▶ **What is needed**: Give all the lines below again, exactly, with no pictures.

▶ **Data excerpt**:
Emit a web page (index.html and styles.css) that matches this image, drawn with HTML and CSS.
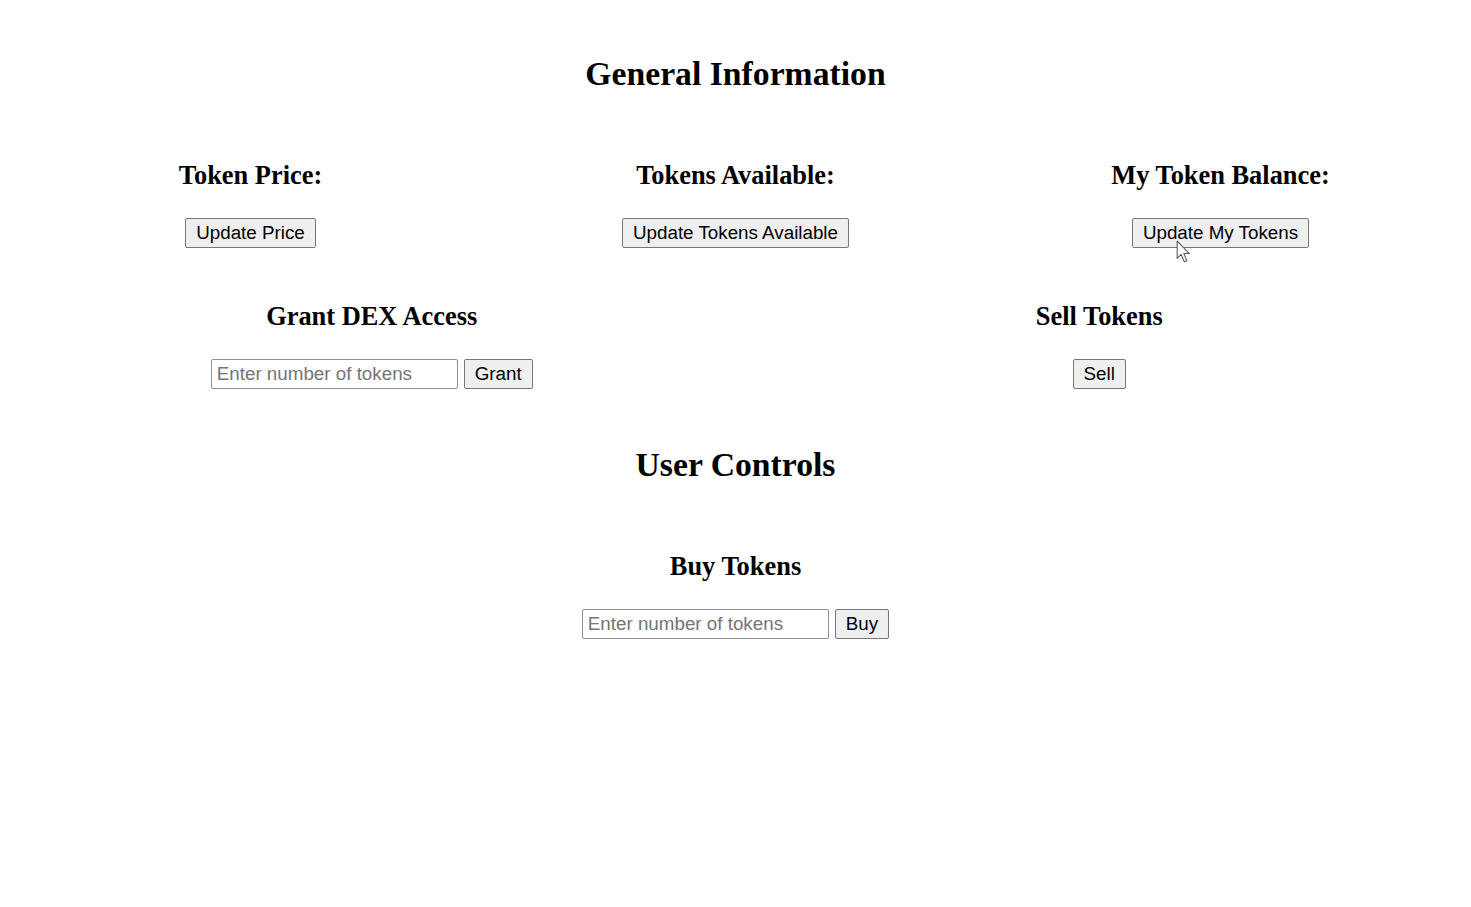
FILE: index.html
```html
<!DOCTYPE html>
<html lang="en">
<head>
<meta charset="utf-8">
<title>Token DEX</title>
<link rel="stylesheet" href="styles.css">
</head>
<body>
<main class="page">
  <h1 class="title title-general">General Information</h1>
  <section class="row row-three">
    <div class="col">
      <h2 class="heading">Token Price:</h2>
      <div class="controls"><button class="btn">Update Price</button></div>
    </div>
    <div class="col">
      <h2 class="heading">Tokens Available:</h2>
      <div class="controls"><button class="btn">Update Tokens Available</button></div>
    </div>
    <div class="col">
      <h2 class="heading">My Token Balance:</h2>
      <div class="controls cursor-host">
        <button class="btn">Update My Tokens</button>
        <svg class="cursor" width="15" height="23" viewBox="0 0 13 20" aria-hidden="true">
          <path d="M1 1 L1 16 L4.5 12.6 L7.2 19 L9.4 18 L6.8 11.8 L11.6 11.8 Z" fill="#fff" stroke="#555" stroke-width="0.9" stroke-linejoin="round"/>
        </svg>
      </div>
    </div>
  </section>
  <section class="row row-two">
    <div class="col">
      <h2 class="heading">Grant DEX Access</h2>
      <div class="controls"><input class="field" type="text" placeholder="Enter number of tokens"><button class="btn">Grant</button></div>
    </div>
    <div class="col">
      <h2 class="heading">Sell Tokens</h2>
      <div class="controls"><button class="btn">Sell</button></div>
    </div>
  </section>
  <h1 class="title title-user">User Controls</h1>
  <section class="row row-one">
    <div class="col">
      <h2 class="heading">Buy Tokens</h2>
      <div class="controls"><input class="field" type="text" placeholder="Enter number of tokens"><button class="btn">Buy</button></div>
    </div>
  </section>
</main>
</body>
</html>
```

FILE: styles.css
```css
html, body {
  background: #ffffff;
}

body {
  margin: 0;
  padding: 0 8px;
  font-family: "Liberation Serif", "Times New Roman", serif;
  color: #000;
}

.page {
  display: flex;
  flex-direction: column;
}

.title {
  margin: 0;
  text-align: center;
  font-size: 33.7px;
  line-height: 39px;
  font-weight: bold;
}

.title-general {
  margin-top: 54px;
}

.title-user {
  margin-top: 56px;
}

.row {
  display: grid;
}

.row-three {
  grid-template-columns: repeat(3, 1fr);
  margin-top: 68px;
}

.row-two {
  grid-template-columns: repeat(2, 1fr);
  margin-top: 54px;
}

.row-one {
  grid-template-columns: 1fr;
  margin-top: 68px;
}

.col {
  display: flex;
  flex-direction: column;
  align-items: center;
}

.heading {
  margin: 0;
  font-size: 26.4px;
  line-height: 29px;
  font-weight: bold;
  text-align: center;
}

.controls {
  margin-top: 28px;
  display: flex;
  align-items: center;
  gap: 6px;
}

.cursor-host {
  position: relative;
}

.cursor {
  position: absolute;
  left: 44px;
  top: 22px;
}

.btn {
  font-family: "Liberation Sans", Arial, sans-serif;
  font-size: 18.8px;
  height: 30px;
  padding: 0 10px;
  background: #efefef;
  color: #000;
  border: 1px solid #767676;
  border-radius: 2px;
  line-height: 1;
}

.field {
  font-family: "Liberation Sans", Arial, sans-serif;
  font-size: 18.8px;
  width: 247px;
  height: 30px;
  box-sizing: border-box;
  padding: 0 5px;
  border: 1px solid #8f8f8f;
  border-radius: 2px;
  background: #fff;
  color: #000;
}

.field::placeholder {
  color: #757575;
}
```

▶ **Exercise answer**:
Emit a web page (index.html and styles.css) that matches this image, drawn with HTML and CSS.
FILE: index.html
```html
<!DOCTYPE html>
<html lang="en">
<head>
<meta charset="utf-8">
<title>Token DEX</title>
<link rel="stylesheet" href="styles.css">
</head>
<body>
<main class="page">
  <h1 class="title title-general">General Information</h1>
  <section class="row row-three">
    <div class="col">
      <h2 class="heading">Token Price:</h2>
      <div class="controls"><button class="btn">Update Price</button></div>
    </div>
    <div class="col">
      <h2 class="heading">Tokens Available:</h2>
      <div class="controls"><button class="btn">Update Tokens Available</button></div>
    </div>
    <div class="col">
      <h2 class="heading">My Token Balance:</h2>
      <div class="controls cursor-host">
        <button class="btn">Update My Tokens</button>
        <svg class="cursor" width="15" height="23" viewBox="0 0 13 20" aria-hidden="true">
          <path d="M1 1 L1 16 L4.5 12.6 L7.2 19 L9.4 18 L6.8 11.8 L11.6 11.8 Z" fill="#fff" stroke="#555" stroke-width="0.9" stroke-linejoin="round"/>
        </svg>
      </div>
    </div>
  </section>
  <section class="row row-two">
    <div class="col">
      <h2 class="heading">Grant DEX Access</h2>
      <div class="controls"><input class="field" type="text" placeholder="Enter number of tokens"><button class="btn">Grant</button></div>
    </div>
    <div class="col">
      <h2 class="heading">Sell Tokens</h2>
      <div class="controls"><button class="btn">Sell</button></div>
    </div>
  </section>
  <h1 class="title title-user">User Controls</h1>
  <section class="row row-one">
    <div class="col">
      <h2 class="heading">Buy Tokens</h2>
      <div class="controls"><input class="field" type="text" placeholder="Enter number of tokens"><button class="btn">Buy</button></div>
    </div>
  </section>
</main>
</body>
</html>
```

FILE: styles.css
```css
html, body {
  background: #ffffff;
}

body {
  margin: 0;
  padding: 0 8px;
  font-family: "Liberation Serif", "Times New Roman", serif;
  color: #000;
}

.page {
  display: flex;
  flex-direction: column;
}

.title {
  margin: 0;
  text-align: center;
  font-size: 33.7px;
  line-height: 39px;
  font-weight: bold;
}

.title-general {
  margin-top: 54px;
}

.title-user {
  margin-top: 56px;
}

.row {
  display: grid;
}

.row-three {
  grid-template-columns: repeat(3, 1fr);
  margin-top: 68px;
}

.row-two {
  grid-template-columns: repeat(2, 1fr);
  margin-top: 54px;
}

.row-one {
  grid-template-columns: 1fr;
  margin-top: 68px;
}

.col {
  display: flex;
  flex-direction: column;
  align-items: center;
}

.heading {
  margin: 0;
  font-size: 26.4px;
  line-height: 29px;
  font-weight: bold;
  text-align: center;
}

.controls {
  margin-top: 28px;
  display: flex;
  align-items: center;
  gap: 6px;
}

.cursor-host {
  position: relative;
}

.cursor {
  position: absolute;
  left: 44px;
  top: 22px;
}

.btn {
  font-family: "Liberation Sans", Arial, sans-serif;
  font-size: 18.8px;
  height: 30px;
  padding: 0 10px;
  background: #efefef;
  color: #000;
  border: 1px solid #767676;
  border-radius: 2px;
  line-height: 1;
}

.field {
  font-family: "Liberation Sans", Arial, sans-serif;
  font-size: 18.8px;
  width: 247px;
  height: 30px;
  box-sizing: border-box;
  padding: 0 5px;
  border: 1px solid #8f8f8f;
  border-radius: 2px;
  background: #fff;
  color: #000;
}

.field::placeholder {
  color: #757575;
}
```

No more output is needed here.